Task directions:
Output all the data exactly. Pictures do not belong in the copy.

◇ ◇ ◇ ◇ ◇

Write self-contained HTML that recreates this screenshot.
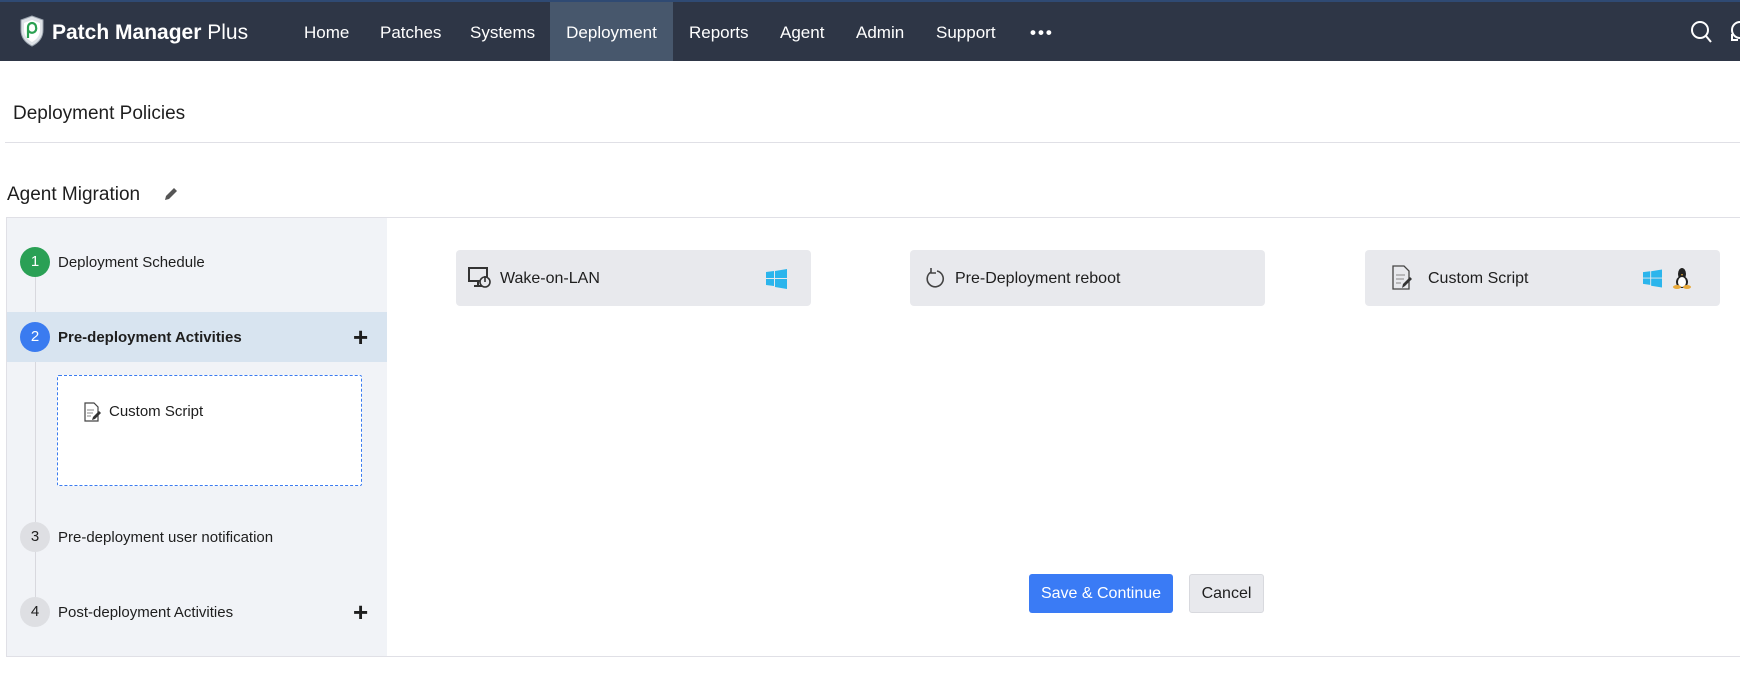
<!DOCTYPE html>
<html><head><meta charset="utf-8"><style>
*{margin:0;padding:0;box-sizing:border-box}
body{width:1740px;height:690px;background:#fff;font-family:"Liberation Sans",sans-serif;color:#1e1e1e;position:relative;overflow:hidden}
.a{position:absolute}
.nav{left:0;top:0;width:1740px;height:61px;background:#2e3646;border-top:2px solid #2f4a73}
.ni{top:0;height:59px;line-height:61px;color:#fff;font-size:17px}
.t{white-space:nowrap}
.circ{width:30px;height:30px;border-radius:50%;text-align:center;line-height:30px;font-size:15px}
.card{height:56px;background:#e8e9ed;border-radius:4px;top:250px}
.card span{position:absolute;top:1px;line-height:56px;font-size:16px}
.plus{font-size:26px;line-height:28px;font-weight:bold}
</style></head><body>
<div class="a nav">
 <svg class="a" style="left:19px;top:13px" width="26" height="32" viewBox="0 0 26 32"><path d="M13 1L2 5v10c0 8 5 13 11 16 6-3 11-8 11-16V5z" fill="#dfe3e8" stroke="#9aa3ad"/><path d="M13 5L5 8v7c0 6 4 10 8 12 4-2 8-6 8-12V8z" fill="#fff"/><path d="M9 23V12a4 4 0 018 0 4 4 0 01-8 3" fill="none" stroke="#2aa051" stroke-width="2.2"/></svg>
 <div class="a ni t" style="left:52px;font-size:21px;font-weight:bold">Patch Manager <span style="font-weight:normal">Plus</span></div>
 <div class="a ni" style="left:304px">Home</div>
 <div class="a ni" style="left:380px">Patches</div>
 <div class="a ni" style="left:470px">Systems</div>
 <div class="a ni" style="left:550px;width:123px;background:#47576c;text-align:center">Deployment</div>
 <div class="a ni" style="left:689px">Reports</div>
 <div class="a ni" style="left:780px">Agent</div>
 <div class="a ni" style="left:856px">Admin</div>
 <div class="a ni" style="left:936px">Support</div>
 <div class="a ni" style="left:1030px;font-weight:bold;letter-spacing:2px">•••</div>
 <svg class="a" style="left:1690px;top:18px" width="24" height="26" viewBox="0 0 24 26"><circle cx="10" cy="10" r="8" fill="none" stroke="#fff" stroke-width="2"/><path d="M16 16l5 6" stroke="#fff" stroke-width="2"/></svg>
 <svg class="a" style="left:1728px;top:18px" width="12" height="26" viewBox="0 0 12 26"><circle cx="12" cy="10" r="8" fill="none" stroke="#fff" stroke-width="2"/><path d="M4 14v6h6" fill="none" stroke="#fff" stroke-width="2"/></svg>
</div>
<div class="a t" style="left:13px;top:103px;font-size:19px">Deployment Policies</div>
<div class="a" style="left:5px;top:142px;width:1735px;height:1px;background:#e0e0e6"></div>
<div class="a t" style="left:7px;top:184px;font-size:19px">Agent Migration</div>
<svg class="a" style="left:163px;top:186px" width="16" height="16" viewBox="0 0 16 16"><path d="M2 14l1-4 8-8 3 3-8 8z" fill="#555"/></svg>
<div class="a" style="left:6px;top:217px;width:1734px;height:440px;border:1px solid #e0e0e6;border-right:none"></div>
<div class="a" style="left:7px;top:218px;width:380px;height:438px;background:#f1f3f7"></div>
<div class="a" style="left:35px;top:262px;width:1px;height:350px;background:#d8d8de"></div>
<div class="a" style="left:7px;top:312px;width:380px;height:50px;background:#d8e4f0"></div>
<div class="a circ" style="left:20px;top:247px;background:#2aa055;color:#fff">1</div>
<div class="a t" style="left:58px;top:254px;font-size:15px">Deployment Schedule</div>
<div class="a circ" style="left:20px;top:322px;background:#3a7bf0;color:#fff">2</div>
<div class="a t" style="left:58px;top:329px;font-size:15px;font-weight:bold">Pre-deployment Activities</div>
<div class="a plus" style="left:353px;top:323px">+</div>
<div class="a" style="left:57px;top:375px;width:305px;height:111px;background:#fff;border:1px dashed #3a7bf0;border-radius:2px"></div>
<svg class="a" style="left:83px;top:402px" width="18" height="20" viewBox="0 0 18 20"><path d="M2 1h9l4 4v14H2z" fill="none" stroke="#444" stroke-width="1.2"/><path d="M4 8h7M4 11h6M4 14h4" stroke="#888"/><path d="M9 18l1-3 6-6 2 2-6 6z" fill="#333"/></svg>
<div class="a t" style="left:109px;top:403px;font-size:15px">Custom Script</div>
<div class="a circ" style="left:20px;top:522px;background:#dedfe3">3</div>
<div class="a t" style="left:58px;top:529px;font-size:15px">Pre-deployment user notification</div>
<div class="a circ" style="left:20px;top:597px;background:#dedfe3">4</div>
<div class="a t" style="left:58px;top:604px;font-size:15px">Post-deployment Activities</div>
<div class="a plus" style="left:353px;top:598px">+</div>

<div class="a card" style="left:456px;width:355px">
 <svg class="a" style="left:12px;top:16px" width="24" height="24" viewBox="0 0 24 24"><rect x="1" y="2" width="18" height="13" fill="none" stroke="#333" stroke-width="2"/><path d="M6 20h8M10 15v5" stroke="#333" stroke-width="2"/><circle cx="17" cy="16" r="5" fill="#e8e9ed" stroke="#333" stroke-width="1.6"/><path d="M17 10v6" stroke="#333" stroke-width="1.6"/></svg>
 <span style="left:44px">Wake-on-LAN</span>
 <svg class="a" style="left:310px;top:19px" width="21" height="20" viewBox="0 0 21 20"><path d="M0 3l8-1v7H0zM9 2l12-2v9H9zM0 10h8v7l-8-1zM9 10h12v10l-12-2z" fill="#2bb5ec"/></svg>
</div>
<div class="a card" style="left:910px;width:355px">
 <svg class="a" style="left:15px;top:17px" width="20" height="22" viewBox="0 0 20 22"><path d="M6 5a8 8 0 1 0 6-1" fill="none" stroke="#444" stroke-width="1.6"/><path d="M6 1v5h5" fill="none" stroke="#444" stroke-width="1.6"/></svg>
 <span style="left:45px">Pre-Deployment reboot</span>
</div>
<div class="a card" style="left:1365px;width:355px">
 <svg class="a" style="left:26px;top:15px" width="22" height="26" viewBox="0 0 22 26"><path d="M2 1h11l5 5v18H2z" fill="none" stroke="#444" stroke-width="1.3"/><path d="M5 10h9M5 14h8M5 18h5" stroke="#888"/><path d="M11 23l1-4 7-7 2 2-7 7z" fill="#333"/></svg>
 <span style="left:63px">Custom Script</span>
 <svg class="a" style="left:278px;top:19px" width="19" height="19" viewBox="0 0 21 20"><path d="M0 3l8-1v7H0zM9 2l12-2v9H9zM0 10h8v7l-8-1zM9 10h12v10l-12-2z" fill="#2bb5ec"/></svg>
 <svg class="a" style="left:308px;top:17px" width="18" height="22" viewBox="0 0 18 22"><ellipse cx="9" cy="7" rx="4" ry="6" fill="#222"/><ellipse cx="9" cy="15" rx="6" ry="6" fill="#222"/><ellipse cx="9" cy="15" rx="4" ry="5" fill="#fff"/><path d="M8 7l1 2 1-2z" fill="#e8a93a"/><ellipse cx="4" cy="20" rx="4" ry="2" fill="#e8a93a"/><ellipse cx="14" cy="20" rx="4" ry="2" fill="#e8a93a"/></svg>
</div>
<div class="a t" style="left:1029px;top:574px;width:144px;height:39px;background:#3a7bf5;border-radius:3px;color:#fff;text-align:center;line-height:40px;font-size:16px">Save &amp; Continue</div>
<div class="a t" style="left:1189px;top:574px;width:75px;height:39px;background:#e8e9ed;border:1px solid #d8d9de;border-radius:3px;text-align:center;line-height:38px;font-size:16px">Cancel</div>
</body></html>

◇ ◇ ◇ ◇ ◇

Expected answer:
Write self-contained HTML that recreates this screenshot.
<!DOCTYPE html>
<html><head><meta charset="utf-8"><style>
*{margin:0;padding:0;box-sizing:border-box}
body{width:1740px;height:690px;background:#fff;font-family:"Liberation Sans",sans-serif;color:#1e1e1e;position:relative;overflow:hidden}
.a{position:absolute}
.nav{left:0;top:0;width:1740px;height:61px;background:#2e3646;border-top:2px solid #2f4a73}
.ni{top:0;height:59px;line-height:61px;color:#fff;font-size:17px}
.t{white-space:nowrap}
.circ{width:30px;height:30px;border-radius:50%;text-align:center;line-height:30px;font-size:15px}
.card{height:56px;background:#e8e9ed;border-radius:4px;top:250px}
.card span{position:absolute;top:1px;line-height:56px;font-size:16px}
.plus{font-size:26px;line-height:28px;font-weight:bold}
</style></head><body>
<div class="a nav">
 <svg class="a" style="left:19px;top:13px" width="26" height="32" viewBox="0 0 26 32"><path d="M13 1L2 5v10c0 8 5 13 11 16 6-3 11-8 11-16V5z" fill="#dfe3e8" stroke="#9aa3ad"/><path d="M13 5L5 8v7c0 6 4 10 8 12 4-2 8-6 8-12V8z" fill="#fff"/><path d="M9 23V12a4 4 0 018 0 4 4 0 01-8 3" fill="none" stroke="#2aa051" stroke-width="2.2"/></svg>
 <div class="a ni t" style="left:52px;font-size:21px;font-weight:bold">Patch Manager <span style="font-weight:normal">Plus</span></div>
 <div class="a ni" style="left:304px">Home</div>
 <div class="a ni" style="left:380px">Patches</div>
 <div class="a ni" style="left:470px">Systems</div>
 <div class="a ni" style="left:550px;width:123px;background:#47576c;text-align:center">Deployment</div>
 <div class="a ni" style="left:689px">Reports</div>
 <div class="a ni" style="left:780px">Agent</div>
 <div class="a ni" style="left:856px">Admin</div>
 <div class="a ni" style="left:936px">Support</div>
 <div class="a ni" style="left:1030px;font-weight:bold;letter-spacing:2px">•••</div>
 <svg class="a" style="left:1690px;top:18px" width="24" height="26" viewBox="0 0 24 26"><circle cx="10" cy="10" r="8" fill="none" stroke="#fff" stroke-width="2"/><path d="M16 16l5 6" stroke="#fff" stroke-width="2"/></svg>
 <svg class="a" style="left:1728px;top:18px" width="12" height="26" viewBox="0 0 12 26"><circle cx="12" cy="10" r="8" fill="none" stroke="#fff" stroke-width="2"/><path d="M4 14v6h6" fill="none" stroke="#fff" stroke-width="2"/></svg>
</div>
<div class="a t" style="left:13px;top:103px;font-size:19px">Deployment Policies</div>
<div class="a" style="left:5px;top:142px;width:1735px;height:1px;background:#e0e0e6"></div>
<div class="a t" style="left:7px;top:184px;font-size:19px">Agent Migration</div>
<svg class="a" style="left:163px;top:186px" width="16" height="16" viewBox="0 0 16 16"><path d="M2 14l1-4 8-8 3 3-8 8z" fill="#555"/></svg>
<div class="a" style="left:6px;top:217px;width:1734px;height:440px;border:1px solid #e0e0e6;border-right:none"></div>
<div class="a" style="left:7px;top:218px;width:380px;height:438px;background:#f1f3f7"></div>
<div class="a" style="left:35px;top:262px;width:1px;height:350px;background:#d8d8de"></div>
<div class="a" style="left:7px;top:312px;width:380px;height:50px;background:#d8e4f0"></div>
<div class="a circ" style="left:20px;top:247px;background:#2aa055;color:#fff">1</div>
<div class="a t" style="left:58px;top:254px;font-size:15px">Deployment Schedule</div>
<div class="a circ" style="left:20px;top:322px;background:#3a7bf0;color:#fff">2</div>
<div class="a t" style="left:58px;top:329px;font-size:15px;font-weight:bold">Pre-deployment Activities</div>
<div class="a plus" style="left:353px;top:323px">+</div>
<div class="a" style="left:57px;top:375px;width:305px;height:111px;background:#fff;border:1px dashed #3a7bf0;border-radius:2px"></div>
<svg class="a" style="left:83px;top:402px" width="18" height="20" viewBox="0 0 18 20"><path d="M2 1h9l4 4v14H2z" fill="none" stroke="#444" stroke-width="1.2"/><path d="M4 8h7M4 11h6M4 14h4" stroke="#888"/><path d="M9 18l1-3 6-6 2 2-6 6z" fill="#333"/></svg>
<div class="a t" style="left:109px;top:403px;font-size:15px">Custom Script</div>
<div class="a circ" style="left:20px;top:522px;background:#dedfe3">3</div>
<div class="a t" style="left:58px;top:529px;font-size:15px">Pre-deployment user notification</div>
<div class="a circ" style="left:20px;top:597px;background:#dedfe3">4</div>
<div class="a t" style="left:58px;top:604px;font-size:15px">Post-deployment Activities</div>
<div class="a plus" style="left:353px;top:598px">+</div>

<div class="a card" style="left:456px;width:355px">
 <svg class="a" style="left:12px;top:16px" width="24" height="24" viewBox="0 0 24 24"><rect x="1" y="2" width="18" height="13" fill="none" stroke="#333" stroke-width="2"/><path d="M6 20h8M10 15v5" stroke="#333" stroke-width="2"/><circle cx="17" cy="16" r="5" fill="#e8e9ed" stroke="#333" stroke-width="1.6"/><path d="M17 10v6" stroke="#333" stroke-width="1.6"/></svg>
 <span style="left:44px">Wake-on-LAN</span>
 <svg class="a" style="left:310px;top:19px" width="21" height="20" viewBox="0 0 21 20"><path d="M0 3l8-1v7H0zM9 2l12-2v9H9zM0 10h8v7l-8-1zM9 10h12v10l-12-2z" fill="#2bb5ec"/></svg>
</div>
<div class="a card" style="left:910px;width:355px">
 <svg class="a" style="left:15px;top:17px" width="20" height="22" viewBox="0 0 20 22"><path d="M6 5a8 8 0 1 0 6-1" fill="none" stroke="#444" stroke-width="1.6"/><path d="M6 1v5h5" fill="none" stroke="#444" stroke-width="1.6"/></svg>
 <span style="left:45px">Pre-Deployment reboot</span>
</div>
<div class="a card" style="left:1365px;width:355px">
 <svg class="a" style="left:26px;top:15px" width="22" height="26" viewBox="0 0 22 26"><path d="M2 1h11l5 5v18H2z" fill="none" stroke="#444" stroke-width="1.3"/><path d="M5 10h9M5 14h8M5 18h5" stroke="#888"/><path d="M11 23l1-4 7-7 2 2-7 7z" fill="#333"/></svg>
 <span style="left:63px">Custom Script</span>
 <svg class="a" style="left:278px;top:19px" width="19" height="19" viewBox="0 0 21 20"><path d="M0 3l8-1v7H0zM9 2l12-2v9H9zM0 10h8v7l-8-1zM9 10h12v10l-12-2z" fill="#2bb5ec"/></svg>
 <svg class="a" style="left:308px;top:17px" width="18" height="22" viewBox="0 0 18 22"><ellipse cx="9" cy="7" rx="4" ry="6" fill="#222"/><ellipse cx="9" cy="15" rx="6" ry="6" fill="#222"/><ellipse cx="9" cy="15" rx="4" ry="5" fill="#fff"/><path d="M8 7l1 2 1-2z" fill="#e8a93a"/><ellipse cx="4" cy="20" rx="4" ry="2" fill="#e8a93a"/><ellipse cx="14" cy="20" rx="4" ry="2" fill="#e8a93a"/></svg>
</div>
<div class="a t" style="left:1029px;top:574px;width:144px;height:39px;background:#3a7bf5;border-radius:3px;color:#fff;text-align:center;line-height:40px;font-size:16px">Save &amp; Continue</div>
<div class="a t" style="left:1189px;top:574px;width:75px;height:39px;background:#e8e9ed;border:1px solid #d8d9de;border-radius:3px;text-align:center;line-height:38px;font-size:16px">Cancel</div>
</body></html>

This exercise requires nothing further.